Peter Bourke said the BIA would provide a submission that supported further adoption of leading International Standards, but also requesting the law changes:

  • allow the Commonwealth Minister to declare an overseas standard through prescribing a list of trusted overseas standards bodies
  • allow the Commonwealth Minister to declare an overseas standard, with the ability to exclude elements of that standard that would not apply effectively to the Australian industry

He said new minimum quality standards in the US, following the current industry petition, could be a prime example of an international standard that could serve as the requirements in Australia.

BIA called for industry submissions to help inform the association’s input to the government consultation, which closed last week.

In an email to industry members, BIA said the government’s proposed changes to the Australian Consumer Law, as part of its ‘deregulation agenda’, could impact on standards for many products including bicycles, e-bikes, helmets, lighting and reflectors, sunglasses and bike passenger seats for children.

Peter said if done right, the changes could bring down the costs of bikes and equipment, increase the ranges available in Australia and help them get to market faster.

“It can bring advantages to the consumer, without having negative impacts on the Australian industry,” he said.
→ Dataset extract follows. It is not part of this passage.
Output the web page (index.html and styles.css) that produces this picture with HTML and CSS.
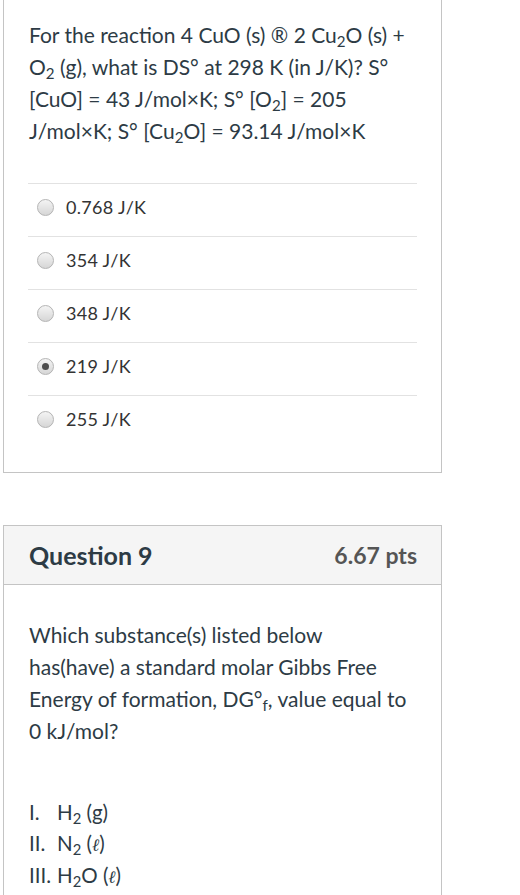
FILE: index.html
```html
<!DOCTYPE html>
<html>
<head>
<meta charset="utf-8">
<link rel="stylesheet" href="styles.css">
</head>
<body>
<div class="page">
  <div class="card card-cont">
    <div class="qtext">For the reaction 4 CuO (s) ® 2 Cu<sub>2</sub>O (s) +<br>O<sub>2</sub> (g), what is DS° at 298 K (in J/K)? S°<br>[CuO] = 43 J/mol×K; S° [O<sub>2</sub>] = 205<br>J/mol×K; S° [Cu<sub>2</sub>O] = 93.14 J/mol×K</div>
    <div class="answers">
      <div class="answer"><span class="radio"></span><span class="atext">0.768 J/K</span></div>
      <div class="answer"><span class="radio"></span><span class="atext">354 J/K</span></div>
      <div class="answer"><span class="radio"></span><span class="atext">348 J/K</span></div>
      <div class="answer"><span class="radio checked"></span><span class="atext">219 J/K</span></div>
      <div class="answer"><span class="radio"></span><span class="atext">255 J/K</span></div>
    </div>
  </div>

  <div class="card card-q">
    <div class="header">
      <span class="title">Question 9</span>
      <span class="pts">6.67 pts</span>
    </div>
    <div class="body">
      <div class="qtext">Which substance(s) listed below<br>has(have) a standard molar Gibbs Free<br>Energy of formation, DG°<sub>f</sub>, value equal to<br>0 kJ/mol?</div>
      <div class="list">
        <span class="mk">I.</span><span>H<sub>2</sub> (g)</span>
        <span class="mk">II.</span><span>N<sub>2</sub> (<span class="ell">ℓ</span>)</span>
        <span class="mk">III.</span><span>H<sub>2</sub>O (<span class="ell">ℓ</span>)</span>
      </div>
    </div>
  </div>
</div>
</body>
</html>
```

FILE: styles.css
```css
html, body {
  margin: 0;
  padding: 0;
  background: #fff;
}
body {
  font-family: Lato, "Liberation Sans", sans-serif;
  color: #2d3b45;
}
.page {
  width: 439px;
  padding-left: 3px;
}
.card {
  border: 1px solid #c4c4c4;
  background: #fff;
}
.card-cont {
  border-top: 0;
  padding: 19px 24px 0 24px;
  height: 453px;
}
.qtext {
  font-size: 21px;
  line-height: 32px;
  padding-left: 1px;
  white-space: nowrap;
}
sub {
  font-size: 0.72em;
  line-height: 0;
  vertical-align: -0.28em;
}
.answers {
  margin-top: 36px;
}
.answer {
  border-top: 1px solid #e2e2e2;
  height: 53px;
  display: flex;
  align-items: center;
  padding-bottom: 6px;
  box-sizing: border-box;
  padding-left: 9px;
}
.radio {
  width: 15px;
  height: 15px;
  border-radius: 50%;
  border: 1px solid #b4b4b4;
  background: linear-gradient(#f4f4f4, #d6d6d6);
  box-sizing: content-box;
  display: flex;
  align-items: center;
  justify-content: center;
  flex: none;
}
.radio.checked::after {
  content: "";
  width: 7px;
  height: 7px;
  border-radius: 50%;
  background: #4d4d4d;
}
.atext {
  margin-left: 12px;
  font-size: 18px;
  letter-spacing: 0.3px;
  color: #333;
}
.card-q {
  margin-top: 52px;
  height: 400px;
}
.header {
  background: #f5f5f5;
  border-bottom: 1px solid #c4c4c4;
  height: 58px;
  display: flex;
  align-items: center;
  justify-content: space-between;
  padding: 0 24px 0 25px;
}
.title {
  font-weight: 700;
  font-size: 25px;
}
.pts {
  font-weight: 700;
  font-size: 23px;
  color: #555;
}
.body {
  padding: 34px 24px 0 24px;
}
.list {
  margin-top: 50px;
  display: grid;
  grid-template-columns: 28px auto;
  font-size: 20.5px;
  line-height: 30.5px;
  padding-left: 1px;
}
.ell {
  font-family: "DejaVu Serif", serif;
  font-style: italic;
  font-size: 0.85em;
}
```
In preparation for the proposed law changes, BIA has called for the Standards Australia committee to have greater involvement in reviews and changes to the International Standards covering bicycles and cycling-related products.

It is requesting Standards Australia step up from a role of ‘observing’ to participating in the review and adjustment of ISO TC-149, which covers the standardisation of bikes, components and accessories, “with particular reference to terminology, testing methods and requirements for performance and safety, and interchangeability”.

BIA said that increased role for the committee would “allow greater input to standards that will have direct future impact on Australian regulations”.

Join the Conversation:

Is there a similar need for minimum quality standards in Australia? Is 500 hours enough?


  1. Andy on 8th February 2022 at 8:05 pm

    I would expect more than 500hours if I was spending a considerable amount on a bicycle. This should be at least the entry point, with perhaps a tiered approach based on componentry.

    My 2005 $2000 roadbike is still going strong, as is my $250 kmart special, but I maintain them.

    Kids bikes get punished and abused and as a bike mech I see failure often attributed to this. They also become obsolete when outgrown if not handed down to a sibling so I guess there is a finite life cycle of the entry level bike.

    A child commuting to school and some additional activities may ride 5-10 hours/wk. With 500 hours as the baseline, at best it’s a 1-2 year life expectancy, by which time it’s probably outgrown.

    Very different story for adult bikes used for commuting, there would be an expectation of lifetime use with regular maintenance

    Tricky one.

    • scottthelatzreportcomau on 9th February 2022 at 12:04 pm

      Thanks for your comments, Andy. There would certainly need to be some variances, taking into account different uses. However, regulations have been successfully applied for more complex issues.